I have the "older computer" hooked up and ready. It's configured on the private network, but doesn't have a monitor hooked up. I also have the "even older computer" hooked up as well. Both are pretty much there for nostalgia's sake (although there's some files on each that I kinda leave there cause I don't necessarily want to move them all). I have both configured to start up a VNC server when they boot. That way if I do need to do something with one for some reason, I can always just boot them up and then run a virtual window on my unix machine to see what's going on. It's not the greatest solution, but allows me to keep them accessable via a network when needed.


Katie. An alternative to putting a full computer into your kitchen would be to just put some kind of thin client box in there instead. I'm not super up on such things for windows (but I do know they're available). Basically, you set up a server process on your computer and stick it in a closet somewhere, plugged into your home network. You hook up your thin client box to the same network and turn it on. It boots off the information downloaded from the other computer over the network. As long as your not trying to do super network intensive games or something, they work really really well.

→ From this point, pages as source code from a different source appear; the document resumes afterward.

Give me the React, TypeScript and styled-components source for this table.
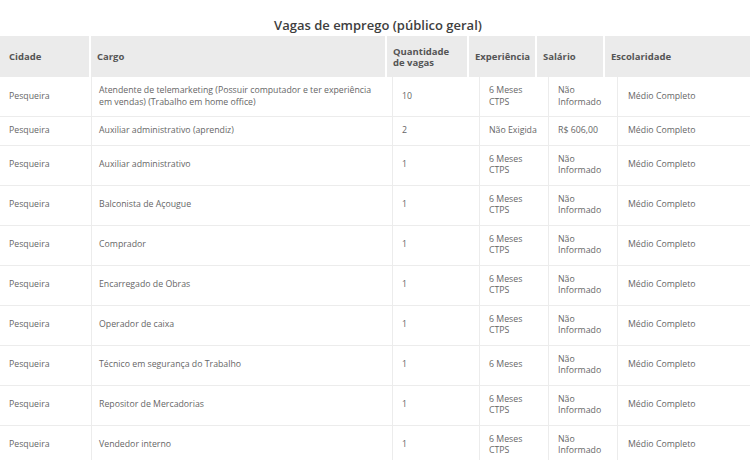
import React from 'react'
import styled, { createGlobalStyle } from 'styled-components'

type Vaga = {
  cidade: string
  cargo: string
  quantidade: string
  experiencia: string
  salario: string
  escolaridade: string
}

const vagas: Vaga[] = [
  {
    cidade: 'Pesqueira',
    cargo: 'Atendente de telemarketing (Possuir computador e ter experiência em vendas) (Trabalho em home office)',
    quantidade: '10',
    experiencia: '6 Meses CTPS',
    salario: 'Não Informado',
    escolaridade: 'Médio Completo',
  },
  {
    cidade: 'Pesqueira',
    cargo: 'Auxiliar administrativo (aprendiz)',
    quantidade: '2',
    experiencia: 'Não Exigida',
    salario: 'R$ 606,00',
    escolaridade: 'Médio Completo',
  },
  { cidade: 'Pesqueira', cargo: 'Auxiliar administrativo', quantidade: '1', experiencia: '6 Meses CTPS', salario: 'Não Informado', escolaridade: 'Médio Completo' },
  { cidade: 'Pesqueira', cargo: 'Balconista de Açougue', quantidade: '1', experiencia: '6 Meses CTPS', salario: 'Não Informado', escolaridade: 'Médio Completo' },
  { cidade: 'Pesqueira', cargo: 'Comprador', quantidade: '1', experiencia: '6 Meses CTPS', salario: 'Não Informado', escolaridade: 'Médio Completo' },
  { cidade: 'Pesqueira', cargo: 'Encarregado de Obras', quantidade: '1', experiencia: '6 Meses CTPS', salario: 'Não Informado', escolaridade: 'Médio Completo' },
  { cidade: 'Pesqueira', cargo: 'Operador de caixa', quantidade: '1', experiencia: '6 Meses CTPS', salario: 'Não Informado', escolaridade: 'Médio Completo' },
  { cidade: 'Pesqueira', cargo: 'Técnico em segurança do Trabalho', quantidade: '1', experiencia: '6 Meses', salario: 'Não Informado', escolaridade: 'Médio Completo' },
  { cidade: 'Pesqueira', cargo: 'Repositor de Mercadorias', quantidade: '1', experiencia: '6 Meses CTPS', salario: 'Não Informado', escolaridade: 'Médio Completo' },
  { cidade: 'Pesqueira', cargo: 'Vendedor interno', quantidade: '1', experiencia: '6 Meses CTPS', salario: 'Não Informado', escolaridade: 'Médio Completo' },
]

const GlobalStyle = createGlobalStyle`
  body {
    margin: 0;
    background: #fff;
    font-family: "Open Sans", "Liberation Sans", sans-serif;
    overflow: hidden;
  }
`

const Page = styled.div`
  width: 750px;
  padding-top: 17px;
`

const Title = styled.h2`
  margin: 0 0 2px;
  text-align: center;
  font-size: 13px;
  line-height: 17px;
  font-weight: 600;
  color: #3e3e3e;
  padding-left: 6px;
`

const HeaderRow = styled.div`
  display: grid;
  grid-template-columns: 89px 296px 82px 68px 68px 1fr;
  background: #ebebeb;
  height: 41px;
`

const HeaderCell = styled.div<{ $first?: boolean }>`
  display: flex;
  align-items: center;
  padding: 0 7px 0 ${(p) => (p.$first ? 9 : 6)}px;
  border-left: ${(p) => (p.$first ? 'none' : '2px solid #fff')};
  font-size: 9.5px;
  line-height: 11px;
  font-weight: 700;
  color: #555;
`

const BodyRow = styled.div<{ $tall?: boolean }>`
  display: grid;
  grid-template-columns: 91px 301px 87px 69px 69px 1fr;
  border-bottom: 1px solid #ececec;
`

const BodyCell = styled.div<{ $first?: boolean; $pad?: number }>`
  display: flex;
  align-items: center;
  padding: 8px 8px 8px ${(p) => p.$pad ?? 9}px;
  border-left: ${(p) => (p.$first ? 'none' : '1px solid #ececec')};
  font-size: 8.75px;
  line-height: 11.5px;
  font-weight: 400;
  color: #666;
`

const headers = ['Cidade', 'Cargo', 'Quantidade de vagas', 'Experiência', 'Salário', 'Escolaridade']

const App = () => {
  return (
    <>
      <GlobalStyle />
      <Page>
        <Title>Vagas de emprego (público geral)</Title>
        <HeaderRow>
          {headers.map((h, i) => (
            <HeaderCell key={h} $first={i === 0}>
              {h}
            </HeaderCell>
          ))}
        </HeaderRow>
        {vagas.map((v, i) => (
          <BodyRow key={i}>
            <BodyCell $first>{v.cidade}</BodyCell>
            <BodyCell $pad={7}>{v.cargo}</BodyCell>
            <BodyCell>{v.quantidade}</BodyCell>
            <BodyCell>{v.experiencia}</BodyCell>
            <BodyCell>{v.salario}</BodyCell>
            <BodyCell $pad={10}>{v.escolaridade}</BodyCell>
          </BodyRow>
        ))}
      </Page>
    </>
  )
}

export default App
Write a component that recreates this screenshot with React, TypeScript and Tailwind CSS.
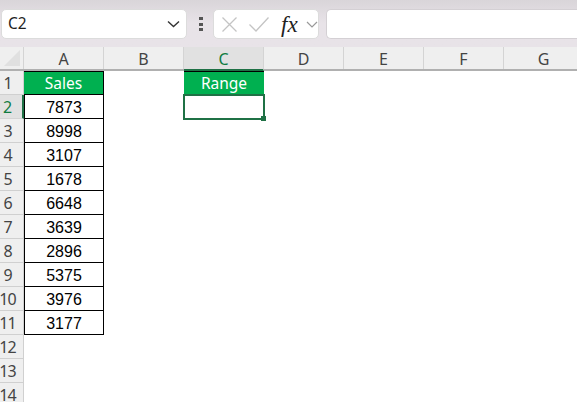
const cols = ["A", "B", "C", "D", "E", "F", "G"];
const data = [7873, 8998, 3107, 1678, 6648, 3639, 2896, 5375, 3976, 3177];
const rows = Array.from({ length: 14 }, (_, i) => i + 1);
const ui = "font-['Noto_Sans','Open_Sans',sans-serif]";

function Cell({ r, c }: { r: number; c: number }) {
  if (c === 0 && r === 1)
    return <div className={`h-6 w-20 shrink-0 bg-[#00b050] border-y border-black border-r flex items-center justify-center pt-px text-white text-[15.5px] ${ui}`}>Sales</div>;
  if (c === 0 && r <= 11)
    return <div className="h-6 w-20 shrink-0 bg-white border-b border-l border-r border-black flex items-center justify-center pt-[2px] text-black text-[16px] font-['Liberation_Sans',sans-serif]">{data[r - 2]}</div>;
  if (c === 2 && r === 1)
    return <div className={`h-6 w-20 shrink-0 bg-[#00b050] border-y border-black flex items-center justify-center pt-[2px] text-white text-[15.5px] ${ui}`}>Range</div>;
  return <div className="h-6 w-20 shrink-0 bg-white" />;
}

export default function App() {
  return (
    <div className="relative w-[577px] h-[402px] overflow-hidden bg-white">
      <div className="h-[47px] flex items-start bg-gradient-to-b from-[#d9d5d9] via-[#e8e3e8] to-[#e8e3e8] pt-[9px] pl-px">
        <div className={`w-[186px] h-[30px] shrink-0 bg-white rounded-[5px] border border-[#dcdcdc] flex items-center justify-between pl-[6px] pr-[6px] text-[15.5px] text-[#1f1f1f] ${ui}`}>
          <span>C2</span>
          <svg width="13" height="8" viewBox="0 0 13 8" fill="none" stroke="#333" strokeWidth="1.4"><path d="M1 1.5 6.5 6.5l5.5-5" /></svg>
        </div>
        <div className="w-[4px] h-[14px] ml-[12px] mt-[8px] shrink-0 flex flex-col justify-between">
          <div className="w-[4px] h-[3px] bg-[#555]" />
          <div className="w-[4px] h-[3px] bg-[#555]" />
          <div className="w-[4px] h-[3px] bg-[#555]" />
        </div>
        <div className="w-[106px] h-[30px] ml-[10px] bg-white rounded-[5px] border border-[#dcdcdc] flex items-center pl-[8px] shrink-0">
          <svg width="15" height="15" viewBox="0 0 15 15" fill="none" stroke="#c4c4c4" strokeWidth="1.3"><path d="M.5.5l14 14M14.5.5l-14 14" /></svg>
          <svg className="ml-[12px]" width="20" height="15" viewBox="0 0 20 15" fill="none" stroke="#c4c4c4" strokeWidth="1.3"><path d="M.5 7.5l6.5 6.5L19.5.5" /></svg>
          <span className="ml-[12px] w-[18px] text-[23px] leading-none italic text-[#222] font-['Liberation_Serif',serif]">fx</span>
          <svg className="ml-[7px]" width="12" height="7" viewBox="0 0 12 7" fill="none" stroke="#999" strokeWidth="1.2"><path d="M1 1l5 5 5-5" /></svg>
        </div>
        <div className="flex-1 h-[30px] ml-[7px] bg-white border border-[#d4d0d4] border-r-0 rounded-l-[5px]" />
      </div>

      <div className={`flex h-6 bg-[#efefef] border-b-2 border-[#b0b0b0] text-[16px] text-[#444] ${ui}`}>
        <div className="w-6 shrink-0 relative border-r border-[#d4d4d4]">
          <svg className="absolute left-[4px] top-[3px]" width="16" height="16" viewBox="0 0 16 16"><path d="M16 0v16H0z" fill="#e0e0e0" /></svg>
        </div>
        {cols.map((c) => (
          <div key={c} className={`w-20 shrink-0 flex items-center justify-center pt-px border-r border-[#d4d4d4] ${c === "C" ? "bg-[#e1e1e1] text-[#107c41] border-b-2 -mb-[2px] border-b-[#1f7145]" : ""}`}>{c}</div>
        ))}
      </div>

      <div className="flex flex-col">
        {rows.map((r) => (
          <div key={r} className="flex">
            <div className={`w-6 h-6 shrink-0 border-b border-r flex items-center justify-center pr-[8px] text-[16px] tracking-[-1px] ${ui} ${r === 2 ? "bg-[#e1e1e1] text-[#107c41] border-r-2 border-r-[#1f7145] border-b-[#d4d4d4]" : "bg-[#efefef] text-[#444] border-[#d0d0d0]"}`}>{r}</div>
            {[0, 1, 2, 3, 4, 5, 6].map((c) => <Cell key={c} r={r} c={c} />)}
          </div>
        ))}
      </div>

      <div className="absolute left-[183px] top-[94px] w-[82px] h-[26px] border-2 border-[#1f7145]">
        <div className="absolute -right-[3px] -bottom-[3px] w-[5px] h-[5px] bg-[#1f7145]" />
      </div>
    </div>
  );
}
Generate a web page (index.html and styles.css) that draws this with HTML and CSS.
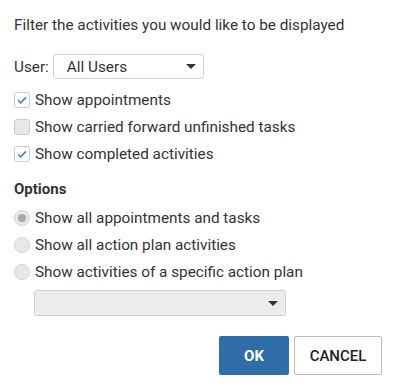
FILE: index.html
```html
<!DOCTYPE html>
<html lang="en">
<head>
    <meta charset="UTF-8">
    <meta name="viewport" content="width=device-width, initial-scale=1.0">
    <title>Activity filter</title>
    <link rel="stylesheet" href="styles.css">
</head>
<body>
    <div class="dialog">
        <p class="intro">Filter the activities you would like to be displayed</p>

        <div class="user-row">
            <span class="label">User:</span>
            <div class="select user-select">
                <span>All Users</span>
                <span class="caret"></span>
            </div>
        </div>

        <label class="row"><span class="check checked"><svg viewBox="0 0 16 16" width="16" height="16"><path d="M4 8.3l2.6 2.6L12 5.4" fill="none" stroke="#3b86d6" stroke-width="1.5"/></svg></span>Show appointments</label>
        <label class="row"><span class="check"></span>Show carried forward unfinished tasks</label>
        <label class="row"><span class="check checked"><svg viewBox="0 0 16 16" width="16" height="16"><path d="M4 8.3l2.6 2.6L12 5.4" fill="none" stroke="#3b86d6" stroke-width="1.5"/></svg></span>Show completed activities</label>

        <h4 class="heading">Options</h4>

        <label class="row"><span class="radio on"></span>Show all appointments and tasks</label>
        <label class="row"><span class="radio"></span>Show all action plan activities</label>
        <label class="row"><span class="radio"></span>Show activities of a specific action plan</label>

        <div class="select plan-select">
            <span></span>
            <span class="caret"></span>
        </div>

        <div class="buttons">
            <button class="btn btn-ok">OK</button>
            <button class="btn btn-cancel">CANCEL</button>
        </div>
    </div>
</body>
</html>
```

FILE: styles.css
```css
/* General styles */
body {
    margin: 0;
    font-family: Roboto, "Liberation Sans", sans-serif;
    font-size: 15.3px;
    color: #333;
    background: #fff;
}

.dialog {
    padding: 15px 14px 0 14px;
}

.intro {
    margin: 0 0 19px;
    line-height: 20px;
}

/* User select */
.user-row {
    display: flex;
    align-items: center;
    height: 25px;
    margin-bottom: 7px;
}

.label {
    margin-right: 4px;
}

.select {
    display: flex;
    align-items: center;
    justify-content: space-between;
    box-sizing: border-box;
    border: 1px solid #d0d0d0;
    border-radius: 3px;
}

.user-select {
    width: 151px;
    height: 25px;
    padding: 0 7px 0 13px;
    background: #fff;
}

.caret {
    width: 0;
    height: 0;
    border-left: 5px solid transparent;
    border-right: 5px solid transparent;
    border-top: 5px solid #333;
}

/* Check and radio rows */
.row {
    display: flex;
    align-items: center;
    height: 27px;
}

.check, .radio {
    box-sizing: border-box;
    width: 16px;
    height: 16px;
    margin-right: 5px;
    border: 1px solid #ccc;
    background: #e8e8e8;
    flex-shrink: 0;
}

.check {
    border-radius: 3px;
}

.check.checked {
    background: #fff;
}

.check svg {
    display: block;
    margin: -1px;
}

.radio {
    border-radius: 50%;
    border-color: #d4d4d4;
    display: flex;
    align-items: center;
    justify-content: center;
}

.radio.on::after {
    content: "";
    width: 8px;
    height: 8px;
    border-radius: 50%;
    background: #aaa;
}

.heading {
    margin: 12px 0 5px;
    font-size: 15px;
    font-weight: bold;
    line-height: 20px;
}

/* Plan select */
.plan-select {
    width: 252px;
    height: 26px;
    margin: 5px 0 0 20px;
    padding: 0 7px;
    background: #ececec;
}

/* Buttons */
.buttons {
    display: flex;
    justify-content: flex-end;
    gap: 5px;
    margin-top: 20px;
}

.btn {
    height: 39px;
    font-family: Roboto, "Liberation Sans", sans-serif;
    font-size: 15px;
    font-weight: 500;
    border-radius: 2px;
    cursor: pointer;
}

.btn-ok {
    width: 70px;
    background: #2f6ea9;
    color: #fff;
    border: none;
    font-weight: bold;
}

.btn-cancel {
    width: 88px;
    margin-right: -1px;
    background: #fff;
    color: #222;
    border: 1px solid #bbb;
}
```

The biggest advantage is that the thin client boxes are usually pretty cheap. They're diskless, so there's no fan and no noise. Actually, no moving parts at all (except for the keyboard). The box itself pretty much doesn't break or fail. They're also typically much much smaller then a full computer (I've seen some in which they're embedded inside a flat pannel monitor in fact), so you wouldn't need any holes drilled anywhere.

I'm not sure what the cost for those things are though. Typically, the boxes themselves are cheap, but the server software might not be. Again. I haven't researched this stuff for Window's, so I have no clue.